# Task statement
Search the material for the word "screenshot" and copy each line that holds it.

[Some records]
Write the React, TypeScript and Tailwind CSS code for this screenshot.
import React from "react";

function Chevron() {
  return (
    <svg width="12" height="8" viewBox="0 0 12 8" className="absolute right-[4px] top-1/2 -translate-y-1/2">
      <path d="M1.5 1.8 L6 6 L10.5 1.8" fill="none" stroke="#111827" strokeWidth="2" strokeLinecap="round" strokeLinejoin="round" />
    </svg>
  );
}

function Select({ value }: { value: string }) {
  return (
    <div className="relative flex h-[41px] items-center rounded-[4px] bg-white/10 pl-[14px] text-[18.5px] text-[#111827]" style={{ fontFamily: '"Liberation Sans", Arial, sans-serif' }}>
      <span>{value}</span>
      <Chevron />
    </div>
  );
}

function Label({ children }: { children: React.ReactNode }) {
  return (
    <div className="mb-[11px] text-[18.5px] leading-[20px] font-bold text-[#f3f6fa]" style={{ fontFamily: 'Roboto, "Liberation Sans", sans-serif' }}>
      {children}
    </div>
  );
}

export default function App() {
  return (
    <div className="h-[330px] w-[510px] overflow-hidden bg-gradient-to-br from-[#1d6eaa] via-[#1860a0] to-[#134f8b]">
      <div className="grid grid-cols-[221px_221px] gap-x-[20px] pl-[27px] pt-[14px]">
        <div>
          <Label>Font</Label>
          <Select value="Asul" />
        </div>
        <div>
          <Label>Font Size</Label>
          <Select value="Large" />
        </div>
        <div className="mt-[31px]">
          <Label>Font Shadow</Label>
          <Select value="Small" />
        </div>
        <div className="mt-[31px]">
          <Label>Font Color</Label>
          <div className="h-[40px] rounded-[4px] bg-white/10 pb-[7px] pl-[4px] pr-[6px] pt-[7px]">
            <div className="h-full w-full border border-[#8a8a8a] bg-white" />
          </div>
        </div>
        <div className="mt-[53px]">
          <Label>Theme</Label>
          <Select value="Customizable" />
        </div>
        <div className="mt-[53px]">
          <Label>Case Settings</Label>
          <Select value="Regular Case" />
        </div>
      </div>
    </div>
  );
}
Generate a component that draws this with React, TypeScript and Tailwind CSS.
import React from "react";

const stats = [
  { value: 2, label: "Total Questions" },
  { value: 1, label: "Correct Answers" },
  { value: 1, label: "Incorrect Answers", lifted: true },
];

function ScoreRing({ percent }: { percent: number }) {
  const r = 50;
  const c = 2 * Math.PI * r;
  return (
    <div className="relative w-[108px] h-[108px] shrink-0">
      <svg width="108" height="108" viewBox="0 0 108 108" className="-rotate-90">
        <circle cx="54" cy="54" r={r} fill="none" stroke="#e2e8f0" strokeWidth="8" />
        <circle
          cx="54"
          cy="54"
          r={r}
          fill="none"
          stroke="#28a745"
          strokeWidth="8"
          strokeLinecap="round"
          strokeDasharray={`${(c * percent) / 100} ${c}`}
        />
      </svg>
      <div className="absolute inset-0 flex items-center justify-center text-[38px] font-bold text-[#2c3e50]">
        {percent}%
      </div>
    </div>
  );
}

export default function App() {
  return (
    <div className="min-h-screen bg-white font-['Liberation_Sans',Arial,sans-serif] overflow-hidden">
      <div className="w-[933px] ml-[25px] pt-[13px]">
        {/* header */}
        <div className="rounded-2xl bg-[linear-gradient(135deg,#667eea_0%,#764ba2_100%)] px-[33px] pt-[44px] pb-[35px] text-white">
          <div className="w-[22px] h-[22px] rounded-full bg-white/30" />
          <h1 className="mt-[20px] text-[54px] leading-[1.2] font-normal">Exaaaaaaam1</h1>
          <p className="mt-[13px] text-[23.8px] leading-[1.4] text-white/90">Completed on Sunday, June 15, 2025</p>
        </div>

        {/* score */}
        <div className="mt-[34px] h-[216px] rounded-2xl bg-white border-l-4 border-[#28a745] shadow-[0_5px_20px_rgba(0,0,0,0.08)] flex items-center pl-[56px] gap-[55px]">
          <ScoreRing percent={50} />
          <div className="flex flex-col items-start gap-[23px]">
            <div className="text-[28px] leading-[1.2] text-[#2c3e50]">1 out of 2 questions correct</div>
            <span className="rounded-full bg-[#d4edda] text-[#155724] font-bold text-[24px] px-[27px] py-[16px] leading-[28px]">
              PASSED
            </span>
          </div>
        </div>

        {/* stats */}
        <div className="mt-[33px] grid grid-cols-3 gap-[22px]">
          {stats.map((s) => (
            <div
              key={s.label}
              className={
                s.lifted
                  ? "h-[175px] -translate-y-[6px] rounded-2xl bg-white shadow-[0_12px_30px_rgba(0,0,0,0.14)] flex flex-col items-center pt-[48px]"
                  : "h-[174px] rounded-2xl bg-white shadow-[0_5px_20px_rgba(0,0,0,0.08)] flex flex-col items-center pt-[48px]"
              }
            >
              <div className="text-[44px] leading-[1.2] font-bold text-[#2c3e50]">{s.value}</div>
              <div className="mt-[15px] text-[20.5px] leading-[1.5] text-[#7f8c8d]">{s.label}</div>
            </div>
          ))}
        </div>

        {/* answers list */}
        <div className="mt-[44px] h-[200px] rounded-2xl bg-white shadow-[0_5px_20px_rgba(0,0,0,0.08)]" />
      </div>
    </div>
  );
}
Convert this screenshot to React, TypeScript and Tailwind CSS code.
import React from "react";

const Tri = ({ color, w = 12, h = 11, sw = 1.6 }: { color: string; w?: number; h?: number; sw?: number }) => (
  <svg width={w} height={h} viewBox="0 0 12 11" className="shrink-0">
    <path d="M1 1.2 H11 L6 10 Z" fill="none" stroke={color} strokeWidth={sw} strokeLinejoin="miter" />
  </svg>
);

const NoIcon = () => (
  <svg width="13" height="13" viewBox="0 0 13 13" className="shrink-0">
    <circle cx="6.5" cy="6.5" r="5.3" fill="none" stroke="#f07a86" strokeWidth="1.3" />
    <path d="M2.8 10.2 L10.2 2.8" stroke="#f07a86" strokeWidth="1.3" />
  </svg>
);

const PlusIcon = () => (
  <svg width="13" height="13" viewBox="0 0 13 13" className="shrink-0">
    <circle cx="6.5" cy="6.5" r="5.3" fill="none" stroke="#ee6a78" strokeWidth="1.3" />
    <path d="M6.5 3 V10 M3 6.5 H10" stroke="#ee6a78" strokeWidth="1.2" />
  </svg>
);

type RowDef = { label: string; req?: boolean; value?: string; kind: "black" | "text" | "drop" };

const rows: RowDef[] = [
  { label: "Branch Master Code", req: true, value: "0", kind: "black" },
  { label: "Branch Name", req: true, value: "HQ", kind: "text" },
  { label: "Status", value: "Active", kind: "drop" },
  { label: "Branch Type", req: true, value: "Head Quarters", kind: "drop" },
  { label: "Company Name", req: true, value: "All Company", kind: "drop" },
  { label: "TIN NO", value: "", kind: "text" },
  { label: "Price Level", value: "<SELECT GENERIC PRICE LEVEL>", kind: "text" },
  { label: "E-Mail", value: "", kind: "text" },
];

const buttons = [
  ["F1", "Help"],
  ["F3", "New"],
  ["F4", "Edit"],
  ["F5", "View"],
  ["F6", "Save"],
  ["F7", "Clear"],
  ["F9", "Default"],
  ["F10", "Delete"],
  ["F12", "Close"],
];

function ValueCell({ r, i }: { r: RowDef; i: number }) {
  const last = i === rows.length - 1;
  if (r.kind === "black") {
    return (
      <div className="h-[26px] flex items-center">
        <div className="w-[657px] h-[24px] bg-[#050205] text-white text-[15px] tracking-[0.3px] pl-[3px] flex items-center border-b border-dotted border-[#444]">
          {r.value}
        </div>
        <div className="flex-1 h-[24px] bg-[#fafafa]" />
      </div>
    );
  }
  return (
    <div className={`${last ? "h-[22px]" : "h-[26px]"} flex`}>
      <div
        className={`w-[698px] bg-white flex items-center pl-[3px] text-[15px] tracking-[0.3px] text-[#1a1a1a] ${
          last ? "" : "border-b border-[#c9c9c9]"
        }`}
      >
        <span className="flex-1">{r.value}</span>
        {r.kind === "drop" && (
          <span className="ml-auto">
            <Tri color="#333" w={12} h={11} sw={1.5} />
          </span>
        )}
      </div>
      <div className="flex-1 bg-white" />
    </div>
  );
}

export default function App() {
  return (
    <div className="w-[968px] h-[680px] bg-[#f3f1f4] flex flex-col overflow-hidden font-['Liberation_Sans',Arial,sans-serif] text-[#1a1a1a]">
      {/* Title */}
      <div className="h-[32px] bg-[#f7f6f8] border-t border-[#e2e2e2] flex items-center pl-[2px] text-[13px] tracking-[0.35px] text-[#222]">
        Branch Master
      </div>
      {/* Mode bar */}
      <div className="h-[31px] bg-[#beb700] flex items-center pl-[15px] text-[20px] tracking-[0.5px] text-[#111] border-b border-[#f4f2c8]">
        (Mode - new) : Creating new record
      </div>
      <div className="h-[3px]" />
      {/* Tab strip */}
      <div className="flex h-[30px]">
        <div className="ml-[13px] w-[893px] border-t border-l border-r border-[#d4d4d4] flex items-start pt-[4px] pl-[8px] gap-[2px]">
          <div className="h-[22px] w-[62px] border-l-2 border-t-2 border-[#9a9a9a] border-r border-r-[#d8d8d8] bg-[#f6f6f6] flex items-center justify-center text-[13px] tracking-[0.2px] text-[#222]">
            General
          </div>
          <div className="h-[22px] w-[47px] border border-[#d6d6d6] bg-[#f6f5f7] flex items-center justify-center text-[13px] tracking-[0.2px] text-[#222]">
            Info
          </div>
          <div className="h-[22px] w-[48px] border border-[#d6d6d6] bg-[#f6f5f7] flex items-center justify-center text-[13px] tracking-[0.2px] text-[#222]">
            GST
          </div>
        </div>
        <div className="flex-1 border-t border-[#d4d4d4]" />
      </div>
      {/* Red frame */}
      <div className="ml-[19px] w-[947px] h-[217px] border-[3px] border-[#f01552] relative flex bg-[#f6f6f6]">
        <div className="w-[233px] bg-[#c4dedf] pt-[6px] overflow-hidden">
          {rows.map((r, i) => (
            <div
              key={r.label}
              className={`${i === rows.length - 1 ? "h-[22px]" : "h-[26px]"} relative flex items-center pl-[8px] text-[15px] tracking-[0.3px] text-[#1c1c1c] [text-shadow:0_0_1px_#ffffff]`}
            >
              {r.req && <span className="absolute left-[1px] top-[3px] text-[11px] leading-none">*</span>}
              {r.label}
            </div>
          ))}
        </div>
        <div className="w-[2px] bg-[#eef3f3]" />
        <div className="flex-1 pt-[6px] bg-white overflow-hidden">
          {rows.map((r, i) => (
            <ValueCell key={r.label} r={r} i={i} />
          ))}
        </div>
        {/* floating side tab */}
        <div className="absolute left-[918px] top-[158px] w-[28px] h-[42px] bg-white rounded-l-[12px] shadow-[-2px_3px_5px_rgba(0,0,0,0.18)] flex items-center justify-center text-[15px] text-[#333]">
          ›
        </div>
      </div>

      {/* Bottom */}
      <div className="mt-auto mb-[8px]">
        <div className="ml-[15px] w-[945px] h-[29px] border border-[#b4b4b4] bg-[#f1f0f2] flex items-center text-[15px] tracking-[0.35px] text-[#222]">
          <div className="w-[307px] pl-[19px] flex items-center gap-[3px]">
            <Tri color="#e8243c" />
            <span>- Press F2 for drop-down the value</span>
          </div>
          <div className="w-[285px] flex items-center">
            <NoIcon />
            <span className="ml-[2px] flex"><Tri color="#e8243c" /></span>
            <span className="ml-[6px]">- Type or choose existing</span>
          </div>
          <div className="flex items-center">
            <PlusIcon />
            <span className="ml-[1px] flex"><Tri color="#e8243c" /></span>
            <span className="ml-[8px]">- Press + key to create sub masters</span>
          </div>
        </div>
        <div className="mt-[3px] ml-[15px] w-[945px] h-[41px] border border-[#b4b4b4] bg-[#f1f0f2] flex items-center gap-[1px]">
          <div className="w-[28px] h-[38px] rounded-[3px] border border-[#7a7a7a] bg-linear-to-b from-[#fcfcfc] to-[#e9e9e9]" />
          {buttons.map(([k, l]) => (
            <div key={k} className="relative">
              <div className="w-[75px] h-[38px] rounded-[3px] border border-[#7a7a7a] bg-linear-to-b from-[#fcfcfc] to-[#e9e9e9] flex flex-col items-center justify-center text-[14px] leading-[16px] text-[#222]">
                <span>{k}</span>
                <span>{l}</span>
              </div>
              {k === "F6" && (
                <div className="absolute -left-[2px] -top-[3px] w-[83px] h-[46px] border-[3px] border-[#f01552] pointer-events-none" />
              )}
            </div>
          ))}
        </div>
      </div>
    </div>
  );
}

# Correct result
Write the React, TypeScript and Tailwind CSS code for this screenshot.
Convert this screenshot to React, TypeScript and Tailwind CSS code.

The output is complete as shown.